Home > News > Penalty clauses in technology contracts

Penalty clauses in technology contracts

Spread the love

Many technology contracts provide for the payment of money if one party does not meet a defined level of service or fails to complete a task in a certain timeframe. When drafted incorrectly, such clauses may be unenforceable if they are deemed to impose a “penalty” on the other party.

The “doctrine of penalties” dictates that a clause of a contract may be void and unenforceable if it imposes an additional liability if one party breaches the contract. In order to be deemed a penalty clause the consequences must be out of proportion to the damage likely to be suffered as a result of the breach. It is therefore important to ensure that the consequence is a true pre-estimation of the loss suffered.  The difficulty of course is trying to make this assessment at the time the contract is made rather than at the time of breach.

In a recent case before the NSW Court of Appeal, the Court decided that a provision of an agreement is only a penalty clause if it is triggered upon breach of the contract and not upon the occurrence of another event during the life of the contract.

Interstar Wholesaler Finance Pty Ltd v Integral Home Loans Pty Ltd [2008] NSWCA 310


Integral was engaged by Interstar to introduce home loan customers to the Interstar product and to manage the ongoing customer relationship. Integral were paid trailer commissions by Interstar under their agreement.

Under the agreement, Interstar reserved the right to terminate the contract and cut off the trailer commissions if it considered in its reasonable opinion, that Integral engaged in deceptive or fraudulent activity in relation to an application or settled loan.

Integral submitted to the Court that the clauses purporting to cut off the trailer commissions were automatically void and unenforceable according to the doctrine of penalties.

The Decision:

The Court unanimously decided that the doctrine of penalties should be interpreted narrowly. The doctrine only applies to penalties arising from a breach of contract and not upon the occurrence of another event or circumstance.

The Court found that any commissions had not been fully earned by Integral because they were partly conditional on the ongoing management of the loans. As such, the clause that terminated the commissions is not considered a penalty clause.

The Court also noted that Interstar’s opinion that Integral engaged in deceptive or fraudulent activity was not a breach of contract by Integral but an event or circumstance in the context of the contractual relationship. In any case, the withdrawal of the commissions was not “out of all proportion” or “extravagant and unconscionable in amount” so as to be a penalty.
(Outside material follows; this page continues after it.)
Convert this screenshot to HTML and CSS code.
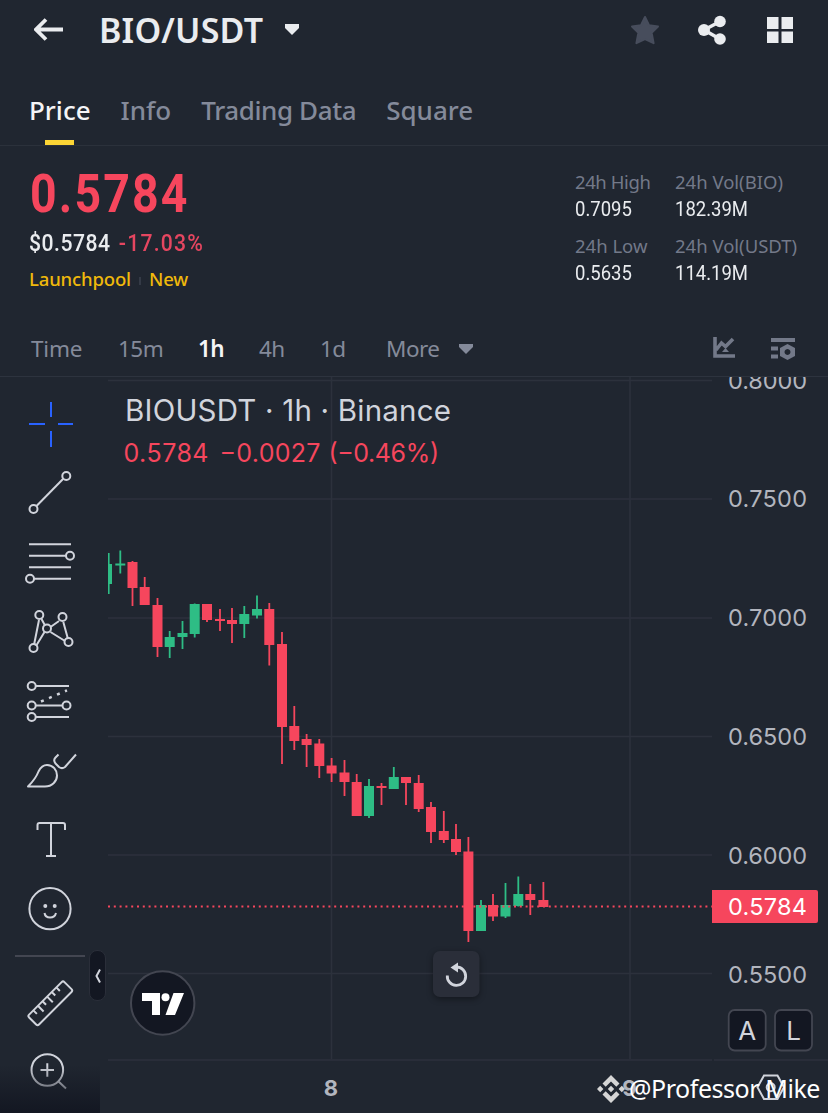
FILE: index.html
```html
<!DOCTYPE html>
<html lang="en">
<head>
    <meta charset="UTF-8">
    <meta name="viewport" content="width=device-width, initial-scale=1.0">
    <title>BIO/USDT</title>
    <link rel="stylesheet" href="styles.css">
</head>
<body>
    <!-- Header -->
    <div class="header">
        <svg class="back" width="30" height="24" viewBox="0 0 30 24"><path d="M12 1.5 2 11.5l10 10M2 11.5h27" fill="none" stroke="#eaecef" stroke-width="3.8"/></svg>
        <h1 class="pair">BIO/USDT</h1>
        <svg class="caret" width="16" height="12" viewBox="0 0 16 12"><path d="M1 0h14v4L8 11 1 4z" fill="#eaecef"/></svg>
        <div class="actions">
            <svg class="star" width="30" height="30" viewBox="0 0 30 30"><path d="m15 2 4 8.200 9 1.300-6.400 6.200 2 10.500L15 24.200l-8.600 4 2-10.500L2 11.500l9-1.300z" fill="#474d5c" stroke="#474d5c" stroke-width="2" stroke-linejoin="round"/></svg>
            <svg class="share" width="30" height="30" viewBox="0 0 30 30"><g fill="#eaecef"><circle cx="7" cy="15" r="6"/><circle cx="23" cy="6.500" r="5.800"/><circle cx="23" cy="24" r="5.800"/></g><path d="M23 6.500 7 15l16 9" fill="none" stroke="#eaecef" stroke-width="3.500"/></svg>
            <svg width="26" height="26" viewBox="0 0 26 26"><path d="M0 0h11.500v12H0zM14.500 0H26v12H14.500zM0 14.500h11.500V26H0zM14.500 14.500H26V26H14.500z" fill="#eaecef"/></svg>
        </div>
    </div>

    <!-- Tabs -->
    <div class="tabs">
        <span class="tab active">Price</span>
        <span class="tab">Info</span>
        <span class="tab trading">Trading Data</span>
        <span class="tab">Square</span>
    </div>

    <!-- Price summary -->
    <div class="summary">
        <div class="summary-left">
            <div class="last-price">0.5784</div>
            <div class="fiat"><span class="usd">$0.5784</span><span class="change">-17.03%</span></div>
            <div class="tags"><span class="tag">Launchpool</span><span class="tag-sep"></span><span class="tag">New</span></div>
        </div>
        <div class="stats">
            <div class="stat"><span class="label tight">24h High</span><span class="value">0.7095</span></div>
            <div class="stat"><span class="label">24h Vol(BIO)</span><span class="value">182.39M</span></div>
            <div class="stat"><span class="label">24h Low</span><span class="value">0.5635</span></div>
            <div class="stat"><span class="label">24h Vol(USDT)</span><span class="value">114.19M</span></div>
        </div>
    </div>

    <!-- Intervals -->
    <div class="intervals">
        <span class="i-time">Time</span>
        <span class="i-15m">15m</span>
        <span class="i-1h active">1h</span>
        <span class="i-4h">4h</span>
        <span class="i-1d">1d</span>
        <span class="i-more">More</span>
        <svg class="caret-small" width="14" height="10" viewBox="0 0 14 10"><path d="M0 0h14v3L7 10 0 3z" fill="#848a9a"/></svg>
        <div class="interval-icons">
            <svg width="22" height="22" viewBox="0 0 22 22"><path d="M2 0v19h20M3 13l5.500-7 4 3.500L20 2" fill="none" stroke="#737989" stroke-width="3.600"/><path d="M9 15l3.500-4 3.500 4z" fill="#737989"/></svg>
            <svg width="25" height="24" viewBox="0 0 25 24"><path d="M0 1h24v4H0zM0 9.500h7v4H0zM0 17.500h7v4H0z" fill="#737989"/><path d="m16.500 7 7.500 4v8l-7.500 4L9 19v-8zm0 5a3 3 0 1 0 .01 0z" fill="#737989" fill-rule="evenodd"/></svg>
        </div>
    </div>

    <!-- Chart area -->
    <div class="chart-area">
        <div class="toolbar">
            <div class="tools">
                <!-- Crosshair -->
                <svg class="tool cross" viewBox="0 -34 100 68"><path d="M51-22v15M51 7v16M29 0h16M58 0h15"/></svg>
                <!-- Trend line -->
                <svg class="tool" viewBox="0 -34 100 68"><path d="M36.500 13 63-14"/><circle cx="33.500" cy="16" r="4"/><circle cx="66.300" cy="-17" r="4"/></svg>
                <!-- Fib retracement -->
                <svg class="tool" viewBox="0 -34 100 68"><path d="M29-18.800h42M29-7.200h37M29 4.300h42M34 15.800h37"/><circle cx="70" cy="-7.200" r="4"/><circle cx="30" cy="15.800" r="4"/></svg>
                <!-- Pattern -->
                <svg class="tool" viewBox="0 -34 100 68"><path d="m34 13 5-25M41.500-13l3.500 6.500M44.500 0 36 14M50.500-5l8.500-6M50.500 0 65 9M63.300-10 68 7"/><circle cx="39.300" cy="-17" r="4"/><circle cx="62.500" cy="-15" r="4"/><circle cx="47" cy="-3.500" r="4"/><circle cx="33.500" cy="16" r="4"/><circle cx="68.500" cy="10" r="4"/></svg>
                <!-- Position -->
                <svg class="tool" viewBox="0 -34 100 68"><path d="M36-15h33M36 4.500h26M36 16h33"/><path class="dots" d="M41 .500 67-10.600"/><circle cx="31.700" cy="-15" r="4"/><circle cx="31.700" cy="4.500" r="4"/><circle cx="31.700" cy="16" r="4"/><circle cx="66.500" cy="4.500" r="4"/></svg>
                <!-- Brush -->
                <svg class="tool" viewBox="0 -34 100 68"><path d="M28 16.500c6-6 9-11 10.500-15C40.500-2.500 43.500-5 47-5c6 0 10 5 10 10.500 0 6-5 11-12 11zM58.500-15.500l-3 3c-1.500 1.500-1.500 4 0 6L59-3c2 1.500 4 1.500 6 0l11-12.500"/></svg>
                <!-- Text -->
                <svg class="tool" viewBox="0 -34 100 68"><path d="M37.500-10v-5q0-2 2-2h23.500q2 0 2 2v5M51-17v33M46 16h10"/></svg>
                <!-- Emoji -->
                <svg class="tool" viewBox="0 -34 100 68"><circle cx="50" cy="-.3" r="20.600"/><circle class="solid" cx="45.300" cy="-3" r="1"/><circle class="solid" cx="54.700" cy="-3" r="1"/><path d="M44.500 4c1 6 10 6 11.500 0"/></svg>
            </div>
            <div class="divider"></div>
            <div class="tools-bottom">
                <!-- Ruler -->
                <svg class="tool" viewBox="0 -34 100 68"><g transform="translate(50.300 .300) rotate(-45)"><rect x="-25" y="-7" width="50" height="14" rx="2"/><path d="M-17-7v5M-10.500-7v8M-4-7v5M2.500-7v8M9-7v5M15.500-7v5"/></g></svg>
                <!-- Zoom in -->
                <svg class="tool" viewBox="0 -34 100 68"><circle cx="47.300" cy="-1" r="15.800"/><path d="M58.500 10.500 66 17.500M40.500-1h13.500M47.300-7.800V5.800"/></svg>
            </div>
            <div class="fade"></div>
            <div class="collapse"><svg width="6" height="14" viewBox="0 0 6 14"><path d="M5 .5 1.500 7 5 13.500" fill="none" stroke="#d1d4dc" stroke-width="2"/></svg></div>
        </div>

        <svg class="chart" width="720" height="736" viewBox="108 377 720 736">
            <!-- Grid -->
            <path class="grid" d="M108 380.500h604M108 499h604M108 618h604M108 736.500h604M108 855h604M108 973.500h604M331.500 377v682M630 377v682M108 1060h604M714 1060h114"/>

            <!-- Rising candles -->
            <path class="wick up" d="M108.700 553v41M120.300 550.500v23M169.700 631v27M182.500 621v28M194.700 603.500v34M244.300 606v32M257 595.500v23M369 779v39M393.800 767v22M481 900v31M505.500 883v35M518.300 876.500v30"/>
            <path class="candle up" d="M108 564h4v20h-4zM115.300 563.500h10v2h-10zM164.700 637h10v10h-10zM177.500 633h10v4h-10zM189.700 604h10v30h-10zM239.300 614h10v10h-10zM252 609h10v6.500h-10zM364 786h10v30h-10zM388.800 777h10v12h-10zM476 905h10v26h-10zM500.500 905h10v11.500h-10zM513.300 894h10v12h-10z"/>

            <!-- Falling candles -->
            <path class="wick down" d="M132.500 561v45M144.700 577v28M157.500 598v59M207 604v18M220 609v22M232 608v35M269.300 603v62.500M282 632v132M294.300 706v44M306.600 734v33M319.300 739v39M331.600 758v24M344.500 760v36M356.700 774v42M381.500 783v22M406 777v28M418.700 775v37M431 802v41M443.800 811v32M456 824v31M468.400 837v105M493 894v27M530.300 884v31M543.400 882v25"/>
            <path class="candle down" d="M127.500 562h10v26h-10zM139.700 587h10v18h-10zM152.500 605h10v42h-10zM202 604h10v16h-10zM215 619h10v2h-10zM227 620h10v4h-10zM264.300 609h10v36h-10zM277 644h10v83h-10zM289.300 726h10v15h-10zM301.600 739h10v6h-10zM314.300 743.500h10v22.500h-10zM326.600 765.500h10v8h-10zM339.500 772.500h10v9.500h-10zM351.700 782h10v34h-10zM376.500 786h10v2h-10zM401 777h10v6h-10zM413.700 783h10v26h-10zM426 807h10v25h-10zM438.800 831h10v9h-10zM451 839h10v13h-10zM463.400 851.500h10v79.500h-10zM488 905h10v11.500h-10zM525.300 894h10v6h-10zM538.400 900h10v7h-10z"/>

            <path class="price-line" d="M108 906.500h604"/>

            <!-- Legend -->
            <text class="legend-title" x="125" y="420.600" textLength="326">BIOUSDT · 1h · Binance</text>
            <text class="legend-value" x="123.500" y="462" textLength="85">0.5784</text>
            <text class="legend-value" x="219.500" y="462" textLength="101">−0.0027</text>
            <text class="legend-value" x="328.500" y="462" textLength="110.500">(−0.46%)</text>

            <!-- Price axis -->
            <text class="axis" x="728" y="389" textLength="79">0.8000</text>
            <text class="axis" x="728" y="507.400" textLength="79">0.7500</text>
            <text class="axis" x="728" y="626.400" textLength="79">0.7000</text>
            <text class="axis" x="728" y="745" textLength="79">0.6500</text>
            <text class="axis" x="728" y="864" textLength="79">0.6000</text>
            <text class="axis" x="728" y="982.500" textLength="79">0.5500</text>
            <path class="down" d="M712 890h104a2 2 0 0 1 2 2v29a2 2 0 0 1-2 2H712z"/>
            <text class="axis current" x="728" y="915" textLength="79">0.5784</text>

            <!-- Scale buttons -->
            <rect class="scale-btn" x="728.700" y="1010" width="37" height="40.500" rx="6"/>
            <rect class="scale-btn" x="775" y="1010" width="37" height="40.500" rx="6"/>
            <text class="scale-text" x="747.200" y="1039.500">A</text>
            <text class="scale-text" x="793.500" y="1039.500">L</text>

            <!-- Time axis -->
            <text class="day" x="331" y="1096">8</text>
            <text class="day" x="629.500" y="1096">9</text>
            <path class="settings" d="M764 1075.500h13.500l6.500 11.800-6.500 11.700H764l-6.500-11.700z"/>
            <circle class="settings" cx="770.700" cy="1087.300" r="4"/>

            <!-- Reset button -->
            <rect class="reset" x="433" y="951" width="46.500" height="46" rx="7"/>
            <path d="M447.300 975.500a9.200 9.200 0 1 0 9.200-8.500h-2" fill="none" stroke="#d1d4dc" stroke-width="2.800"/>
            <path d="m450.500 967.500 7.500-5v10z" fill="#d1d4dc"/>

            <!-- TradingView logo -->
            <circle cx="162.700" cy="1003" r="31.700" fill="#131722" stroke="#434651" stroke-width="2"/>
            <path d="M142 993h18v22h-8v-14h-10zM173.500 993H184l-9 22h-9.500z" fill="#fff"/>
            <circle cx="165.500" cy="997.300" r="4" fill="#fff"/>
        </svg>
    </div>

    <!-- Watermark -->
    <div class="watermark">
        <svg width="28" height="28" viewBox="0 0 28 28"><path d="m14 0 8.500 8.500-3.200 3.200L14 6.400l-5.300 5.300-3.200-3.200zM14 28l-8.500-8.500 3.200-3.200 5.300 5.300 5.300-5.300 3.200 3.200zM14 10.800l3.200 3.200-3.200 3.200-3.200-3.200zM3.200 10.800 6.400 14l-3.200 3.200L0 14zM24.800 10.800 28 14l-3.200 3.200-3.200-3.200z" fill="#d5d5d5"/></svg>
        <span>@Professor Mike</span>
    </div>
</body>
</html>
```

FILE: styles.css
```css
/* Global Styles */
* {
    box-sizing: border-box;
}

body {
    margin: 0;
    width: 828px;
    height: 1113px;
    position: relative;
    overflow: hidden;
    background: #202630;
    color: #eaecef;
    font-family: "Noto Sans", sans-serif;
}

svg {
    display: block;
    flex: none;
}

span {
    white-space: nowrap;
}

/* Header */
.header {
    display: flex;
    align-items: center;
    height: 60px;
    padding: 0 35px 0 34px;
}

.pair {
    margin: 0 0 0 35px;
    font-size: 34px;
    font-weight: 600;
    letter-spacing: 0.2px;
    width: 164px;
    white-space: nowrap;
}

.caret {
    margin-left: 21px;
}

.actions {
    display: flex;
    align-items: center;
    margin-left: auto;
}

.star {
    margin-right: 37px;
}

.share {
    margin-right: 40px;
}

/* Tabs */
.tabs {
    display: flex;
    height: 86px;
    padding: 27px 0 0 29px;
    gap: 30px;
    border-bottom: 1px solid #2b313b;
    font-size: 26px;
    line-height: 46px;
    font-weight: 500;
    color: #848a9a;
}

.tab.trading {
    letter-spacing: -0.4px;
}

.tab.active {
    color: #f5f5f7;
    display: flex;
    flex-direction: column;
    align-items: center;
}

.tab.active::after {
    content: "";
    width: 29px;
    height: 5px;
    margin-top: auto;
    background: #fcd535;
    flex: none;
}

/* Price summary */
.summary {
    display: flex;
    justify-content: space-between;
    height: 174px;
    padding: 19px 29px 0 29px;
}

/* Numbers are set slightly condensed */
.last-price,
.fiat,
.value {
    font-family: Roboto, sans-serif;
    transform-origin: left center;
}

.last-price {
    width: 180px;
    margin-left: 1px;
    font-size: 54px;
    line-height: 58px;
    font-weight: 700;
    letter-spacing: 2.5px;
    color: #f6465d;
    transform: scaleX(0.86);
}

.fiat {
    display: flex;
    gap: 9px;
    width: 188px;
    margin-top: 6px;
    font-size: 23px;
    line-height: 30px;
    font-weight: 500;
    letter-spacing: 0.55px;
    color: #eaecef;
    transform: scaleX(0.92);
}

.change {
    color: #e54660;
    letter-spacing: 1.3px;
}

.tags {
    display: flex;
    align-items: center;
    margin-top: 6px;
    font-size: 18.500px;
    line-height: 28px;
    font-weight: 500;
    letter-spacing: -0.15px;
    color: #f0b90b;
}

.tag-sep {
    width: 2px;
    height: 8px;
    margin: 3px 8px 0;
    background: #343a46;
}

.stats {
    display: grid;
    grid-template-columns: 100px 124px;
    grid-template-rows: 63.500px 63.500px;
    padding-top: 3px;
}

.stat {
    display: flex;
    flex-direction: column;
    font-size: 18.500px;
    line-height: 28px;
}

.label {
    color: #737989;
}

.label.tight {
    letter-spacing: -0.4px;
}

.value {
    width: 90px;
    margin-top: -1px;
    color: #eaecef;
    font-size: 20px;
    transform: scaleX(0.925);
}

/* Intervals */
.intervals {
    display: flex;
    align-items: center;
    height: 57px;
    padding: 1px 32px 0 31px;
    border-bottom: 1px solid #2d333e;
    font-size: 22.500px;
    letter-spacing: -0.5px;
    color: #848a9a;
}

.intervals .active {
    color: #f5f5f7;
    font-weight: 600;
}

.i-time {
    width: 87px;
    letter-spacing: -0.2px;
}

.i-15m {
    width: 80px;
}

.i-1h {
    width: 61px;
}

.i-4h {
    width: 61px;
}

.i-1d {
    width: 66px;
}

.i-more {
    width: 73px;
}

.interval-icons {
    display: flex;
    gap: 36px;
    margin-left: auto;
}

/* Chart area */
.chart-area {
    display: flex;
    height: 736px;
}

.toolbar {
    position: relative;
    width: 108px;
    padding-top: 13px;
}

.tools {
    display: flex;
    flex-direction: column;
    justify-content: space-between;
    height: 553px;
}

.tool {
    width: 100px;
    height: 68px;
    fill: none;
    stroke: #d1d4dc;
    stroke-width: 2;
    stroke-linejoin: round;
}

.tool.cross {
    stroke: #2962ff;
}

.tool .dots {
    stroke-width: 2.5;
    stroke-dasharray: 3 5.700;
}

.tool .solid {
    fill: #d1d4dc;
}

.divider {
    width: 70px;
    height: 2px;
    margin: 12px 0 12px 15px;
    background: #434651;
}

.tools-bottom {
    height: 144px;
}

.fade {
    position: absolute;
    left: 0;
    bottom: 0;
    width: 100px;
    height: 48px;
    background: linear-gradient(rgba(19, 23, 34, 0), #131722);
}

.collapse {
    position: absolute;
    left: 89px;
    top: 573px;
    width: 17px;
    height: 51px;
    display: flex;
    align-items: center;
    justify-content: center;
    background: #131722;
    border: 1.500px solid #2a2e39;
    border-radius: 8px;
}

.chart {
    font-family: Inter, sans-serif;
}

.grid {
    stroke: #2c313c;
    stroke-width: 1.600;
}

.wick {
    stroke-width: 1.800;
}

.wick.up {
    stroke: #2ebd85;
}

.wick.down {
    fill: none;
    stroke: #f6465d;
}

.candle.up {
    fill: #2ebd85;
}

.down {
    fill: #f6465d;
}

.price-line {
    stroke: #f6465d;
    stroke-width: 2;
    stroke-dasharray: 2 3.800;
}

.legend-title {
    font-size: 29.500px;
    fill: #d1d4dc;
}

.legend-value {
    font-size: 25px;
    fill: #f6465d;
}

.axis {
    font-size: 23.500px;
    fill: #b2b5be;
}

.axis.current {
    fill: #fff;
}

.scale-btn {
    fill: #131722;
    stroke: #434651;
    stroke-width: 1.800;
}

.scale-text {
    font-size: 26px;
    fill: #d1d4dc;
    text-anchor: middle;
}

.day {
    font-size: 22px;
    font-weight: 700;
    fill: #b2b5be;
    text-anchor: middle;
}

.settings {
    fill: none;
    stroke: #d1d4dc;
    stroke-width: 2;
}

.reset {
    fill: #2a2e39;
    filter: drop-shadow(0 2px 3px rgba(0, 0, 0, 0.4));
}

/* Watermark */
.watermark {
    position: absolute;
    left: 597px;
    top: 1071px;
    display: flex;
    align-items: center;
    gap: 4px;
    font-size: 25px;
    line-height: 35px;
    letter-spacing: -0.450px;
    color: #fff;
}
```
Application to potential penalty clauses in technology contracts

Many provisions that regularly appear in information technology contracts may be void if drafted poorly. In light of the above decision, a clause which specifies a consequence based on a particular event or a breach will need to be reviewed to consider its enforceability.  Some common examples are discussed below:

Service Level Agreement (“SLA”)

  • An SLA may include a rebate or credit mechanism in the event that the provider fails to meet defined levels of service.
  • A contravention of the SLA may be:
    • A breach of contract: The service credits could be deemed to be liquidated damages and the clause could be an unenforceable penalty.
    • A mere contractual event: The service credits will be enforceable.

Accelerated payments

  • Payments that would otherwise be distributed across the term of a contract may be payable immediately if a certain event occurs.
  • Depending on the drafting of the clause it may be deemed to be a penalty clause and therefore unenforceable.

Step-in and disengagement

  • Step-in rights allow a customer to temporarily provide the service itself or engage a third party provider.
  • Disengagement clauses allow for the permanent hand-over of services to the customer or a third party supplier.
  • If such clauses specify and allocate costs or involve the transfer/sale of property that is used to perform the services, they may be unenforceable.

Forfeiture of rights

  • An agreement may provide for the automatic revocation of a software licence or a similar right on the occurrence of a certain event.
  • If the consequences are deemed to constitute a forfeiture of rights or property the clause may be considered an unenforceable penalty.

This development to the doctrine of penalties underlines the necessity for obtaining specialist legal advice when entering technology contracts.  It is clear that when drafting “penalty” type clauses extra care must now be taken to help ensure their enforceability.  Parties will need to pay special attention to whether a trigger, even if it constitutes a “penalty”, is a breach or other contractual event and ensure that the consequences of that event are drafted appropriately.